◆ GOAL ◆
Lines that contain the string "this" are to be copied; leave out all others.

= = = =

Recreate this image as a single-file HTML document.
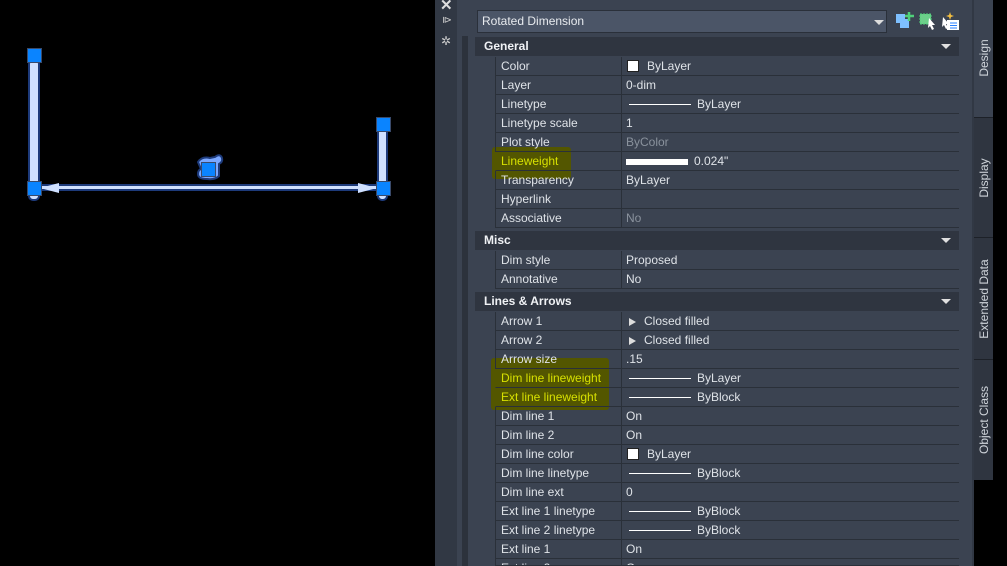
<!DOCTYPE html>
<html style="overflow:hidden;width:1007px;height:566px"><head><style>
*{margin:0;padding:0;box-sizing:border-box}
body{width:1007px;height:566px;background:#000;position:relative;overflow:hidden;font-family:"Liberation Sans",sans-serif;font-size:12px;color:#dfe3e8}
.a{position:absolute}
.hdr{position:absolute;left:475px;width:484px;height:19px;background:#2f3540;font-weight:bold;color:#f0f2f5;padding-left:9px;line-height:18px}
.hdr:after{content:"";position:absolute;right:8px;top:7px;border-left:5px solid transparent;border-right:5px solid transparent;border-top:5px solid #e0e0e0}
.row{position:absolute;left:495px;width:464px;height:19px;border-left:1px solid #2a3039;border-bottom:1px solid #2a3039;line-height:18px}
.row .n{position:absolute;left:5px;top:0}
.row .v{position:absolute;left:125px;top:0;width:339px;height:18px;border-left:1px solid #2a3039;padding-left:4px}
.gray{color:#8a929d}
.y{color:#d7e000}
.ln{display:inline-block;width:62px;height:1px;background:#fff;vertical-align:middle;margin:0 6px 0 3px}
.sw{display:inline-block;width:12px;height:12px;background:#fff;border:1px solid #222;vertical-align:-2px;margin-right:8px;margin-left:1px}
.ar{display:inline-block;width:0;height:0;border-top:4px solid transparent;border-bottom:4px solid transparent;border-left:7px solid #ddd;margin:0 8px 0 3px;vertical-align:-1px}
.tab{position:absolute;left:974px;width:19px;background:#2f3540;border-top:1px solid #1d2128}
.tab span{position:absolute;left:50%;top:50%;transform:translate(-50%,-50%) rotate(-90deg);white-space:nowrap;color:#cfd4da;font-size:12px}
</style></head><body>
<svg class="a" style="left:0;top:0" width="435" height="566">
<g stroke="#1d3a7a" stroke-width="2">
<rect x="29" y="60" width="10" height="140" rx="4" fill="#cfe0ff"/>
<rect x="378" y="125" width="9" height="75" rx="4" fill="#cfe0ff"/>
<rect x="40" y="185" width="338" height="5" fill="#cfe0ff"/>
</g>
<polygon points="40,188 59,183 59,193" fill="#cfe0ff"/>
<polygon points="377,188 358,183 358,193" fill="#cfe0ff"/>
<path d="M198 162 q4-6 12-4 l5-1 q5-4 7 1 q1 4-3 6 v12 q-4 4-12 3 q-9 0-9-5 q0-4 3-5 z" fill="#7aa7ff" stroke="#1d3a7a" stroke-width="2"/>
<g fill="#0a84ff" stroke="#3a4a6a" stroke-width="1">
<rect x="27.5" y="48.5" width="14" height="14"/>
<rect x="27.5" y="181.5" width="14" height="14"/>
<rect x="376.5" y="117.5" width="14" height="14"/>
<rect x="376.5" y="181.5" width="14" height="14"/>
<rect x="201.5" y="162.5" width="14" height="14"/>
</g>
</svg>
<div class="a" style="left:435px;top:0;width:22px;height:566px;background:#313844"></div>
<div class="a" style="left:440px;top:-4px;color:#ddd;font-size:15px;font-weight:bold">✕</div>
<div class="a" style="left:442px;top:15px;color:#ccc;font-size:10px">⧐</div>
<div class="a" style="left:441px;top:34px;color:#ccc;font-size:12px">✲</div>
<div class="a" style="left:457px;top:0;width:517px;height:566px;background:#3b4351"></div>
<div class="a" style="left:462px;top:36px;width:6px;height:530px;background:#2c323c"></div>
<div class="a" style="left:477px;top:10px;width:410px;height:23px;background:#4b5567;border:1px solid #2a303a;padding-left:4px;line-height:21px;color:#e8ebef">Rotated Dimension</div>
<div class="a" style="left:874px;top:20px;border-left:5px solid transparent;border-right:5px solid transparent;border-top:5px solid #ddd"></div>
<svg class="a" style="left:894px;top:10px" width="70" height="22">
<rect x="2" y="4" width="9" height="9" fill="#7ec0ff"/><rect x="6" y="9" width="9" height="9" fill="#7ec0ff"/>
<path d="M15 2v9M11 6h9" stroke="#4fd07a" stroke-width="2.5"/>
<rect x="26" y="4" width="11" height="10" fill="#6ccf8a" stroke="#4fd07a" stroke-dasharray="2,1"/>
<path d="M35 8l6 7-3 0 2 4-2 1-2-4-2 2z" fill="#fff"/>
<path d="M49 7l6 7-3 0 2 4-2 1-2-4-2 2z" fill="#fff"/>
<rect x="53" y="10" width="12" height="10" fill="#fff"/><path d="M56 13h7M56 15.5h7M56 18h7" stroke="#2a80ff"/>
<path d="M56 2l1 3 3 1-3 1-1 3-1-3-3-1 3-1z" fill="#f5c040"/>
</svg>
<div class="a" style="left:492px;top:147px;width:79px;height:32px;background:#535600;border-radius:3px"></div>
<div class="a" style="left:491px;top:358px;width:118px;height:52px;background:#535600;border-radius:3px"></div>

<div class="hdr" style="top:37px">General</div>
<div class="row" style="top:57px"><span class="n">Color</span><span class="v"><span class="sw"></span>ByLayer</span></div>
<div class="row" style="top:76px"><span class="n">Layer</span><span class="v">0-dim</span></div>
<div class="row" style="top:95px"><span class="n">Linetype</span><span class="v"><span class="ln"></span>ByLayer</span></div>
<div class="row" style="top:114px"><span class="n">Linetype scale</span><span class="v">1</span></div>
<div class="row" style="top:133px"><span class="n">Plot style</span><span class="v gray">ByColor</span></div>
<div class="row" style="top:152px;border-left-color:transparent"><span class="n y">Lineweight</span><span class="v"><span class="ln" style="height:6px;margin-left:0"></span>0.024"</span></div>
<div class="row" style="top:171px"><span class="n">Transparency</span><span class="v">ByLayer</span></div>
<div class="row" style="top:190px"><span class="n">Hyperlink</span><span class="v"></span></div>
<div class="row" style="top:209px"><span class="n">Associative</span><span class="v gray">No</span></div>

<div class="hdr" style="top:231px">Misc</div>
<div class="row" style="top:251px"><span class="n">Dim style</span><span class="v">Proposed</span></div>
<div class="row" style="top:270px"><span class="n">Annotative</span><span class="v">No</span></div>

<div class="hdr" style="top:292px">Lines &amp; Arrows</div>
<div class="row" style="top:312px"><span class="n">Arrow 1</span><span class="v"><span class="ar"></span>Closed filled</span></div>
<div class="row" style="top:331px"><span class="n">Arrow 2</span><span class="v"><span class="ar"></span>Closed filled</span></div>
<div class="row" style="top:350px"><span class="n">Arrow size</span><span class="v">.15</span></div>
<div class="row" style="top:369px;border-left-color:transparent"><span class="n y">Dim line lineweight</span><span class="v"><span class="ln"></span>ByLayer</span></div>
<div class="row" style="top:388px;border-left-color:transparent"><span class="n y">Ext line lineweight</span><span class="v"><span class="ln"></span>ByBlock</span></div>
<div class="row" style="top:407px"><span class="n">Dim line 1</span><span class="v">On</span></div>
<div class="row" style="top:426px"><span class="n">Dim line 2</span><span class="v">On</span></div>
<div class="row" style="top:445px"><span class="n">Dim line color</span><span class="v"><span class="sw"></span>ByLayer</span></div>
<div class="row" style="top:464px"><span class="n">Dim line linetype</span><span class="v"><span class="ln"></span>ByBlock</span></div>
<div class="row" style="top:483px"><span class="n">Dim line ext</span><span class="v">0</span></div>
<div class="row" style="top:502px"><span class="n">Ext line 1 linetype</span><span class="v"><span class="ln"></span>ByBlock</span></div>
<div class="row" style="top:521px"><span class="n">Ext line 2 linetype</span><span class="v"><span class="ln"></span>ByBlock</span></div>
<div class="row" style="top:540px"><span class="n">Ext line 1</span><span class="v">On</span></div>
<div class="row" style="top:559px;height:7px;overflow:hidden"><span class="n">Ext line 2</span><span class="v">On</span></div>

<div class="a" style="left:972px;top:0;width:2px;height:566px;background:#313844"></div>
<div class="a" style="left:993px;top:0;width:14px;height:566px;background:#000"></div>
<div class="tab" style="top:0;height:117px;background:#3b4351;border:none"><span style="top:58px">Design</span></div>
<div class="tab" style="top:117px;height:120px"><span>Display</span></div>
<div class="tab" style="top:237px;height:122px"><span>Extended Data</span></div>
<div class="tab" style="top:359px;height:121px"><span>Object Class</span></div>
<div class="a" style="left:976px;top:481px;width:31px;height:85px;background:#000"></div>
</body></html>
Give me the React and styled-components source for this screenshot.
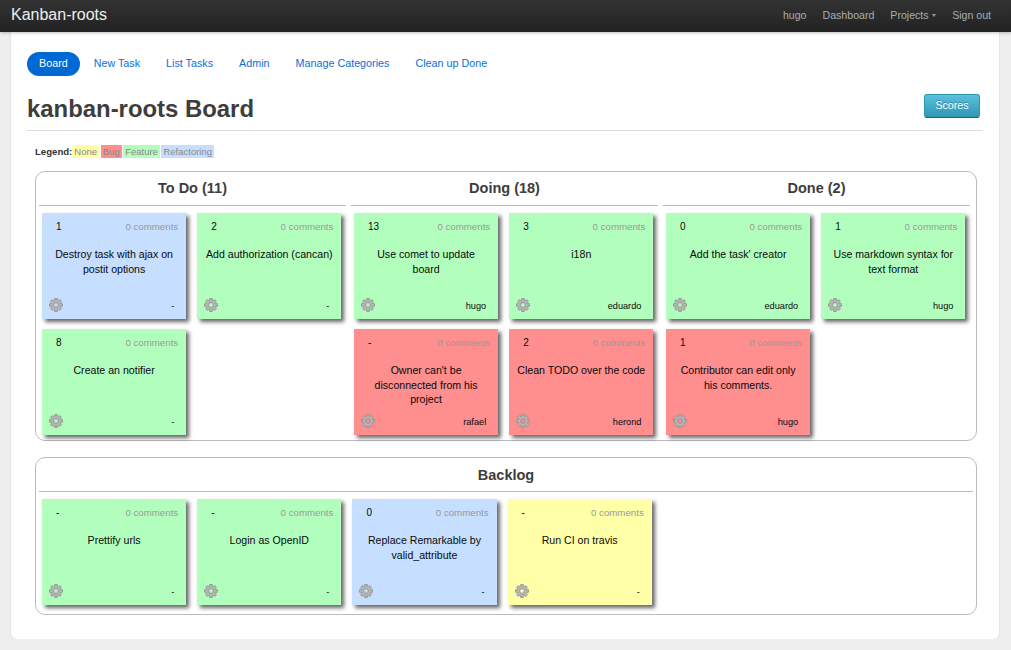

= = = =

◆ WRITTEN SOLUTION ◆
Recreate this image as a single-file HTML document.
Give me the React and styled-components source for this screenshot.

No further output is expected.